在说明一个事物时,我们必须对该事物作出一个精准的描述,一个不含二意的、有确切边界的定义。如果定义不够清楚,边界范围不确定,那么就会产生歧义,与歧义就会有争执。这些争执很多时候是没有必要的,它只是该事物的两面,或者不同范围里的两个方向。倘若我们定义清楚,边界明确,双方都会在该确定的范围内打成一致意见。
举个例子,比如说:科学技术是第一生产力。这是一个命题,我们在听到这样的说法时,就应该先弄清楚这个概念。
啥是科学?
啥是技术?
啥是生产力?
科学技术为啥是生产力?
科学技术为啥是第一生产力?为啥不是第二?
这个位置是否有时限的边界,在某一个时段才是第一生产力?
……
如果描述足够充分,论证绝对详实,那么这个命题就被认为是真命题。否则,它还需要不断被检验,不断被质疑,不断被修正。
二、不可精确描述,并不等于错误
首先,精确描述需要很强的表达力,这不是每个人都具备的。
有时候,对某一事物有很深的体会,并不代表能准确向外界表达。反过来,不能准确表达,并不能成为某一命题为伪命题。生活中最常见的错误之一,就是把不可描述的事物当作不存在。不理解不等于不正确,没看见不等于不存在。
另外,语言的局限性本身造成了信息的编码处理失真。
拍摄了一张图片,经过编码,压缩成jpg文件,就丢失了信息。再把jpg解码,还原的图像就有失真。类似地,语言描述也是一个编码的过程,信息流在通过大脑转换成语言时,必然会有大量的信息丢失,甚至大量的信息本身不能被语言描述。
电影和文字的区别就是这样。一百个男人读了金瓶梅,心里都会升起一百个潘金莲。当潘金莲被电视剧的人物被一个男人认为的图像替代,其余男人们便不干了。隔壁村的俏寡妇被赵铁蛋惦记了几十年,那才是他的潘金莲。这是语言解码后的不可还原性造成的。
当然,语言也可以学习无歧义的二进制进行无损编码,但是口水讲干,赵铁蛋耳朵听成死茧,发现潘金莲比俏寡妇差远了。

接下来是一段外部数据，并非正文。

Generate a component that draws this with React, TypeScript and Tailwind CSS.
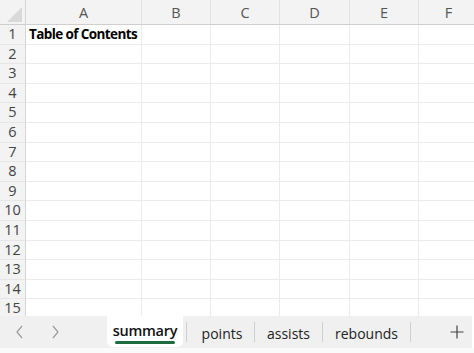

得不偿失。
三、国学的不可描述性,是其成为经典的原因
道可道,非恒道。国学的非准确描述便是千百年来一直被追捧的原因。因为原文一版,解读百版。这和潘金莲是一回事:每个人都有不同的理解。
倘若国学完全是精准描述,定义确切,逻辑严明,便无法成为不可辩驳的神话。其实几千年前的人,道德水平可能高,但是见识并比不上现代的大师。国学语言逻辑如果和西方一样,那么老子孔子也就是泰勒斯、毕达哥拉斯一类的人物,并不是啥高高在上的神话。让孩子读论语,就如同西方人让孩子读古希腊一般了。
虽然如此,但准确描述的意义在于交流。不准确描述,你只能自己知道,不能让别人知道。追求准确描述,实现更好的沟通和交流,才能像现代学科一样,取长补短,迅速发展。这便是白话文出现的重要意义。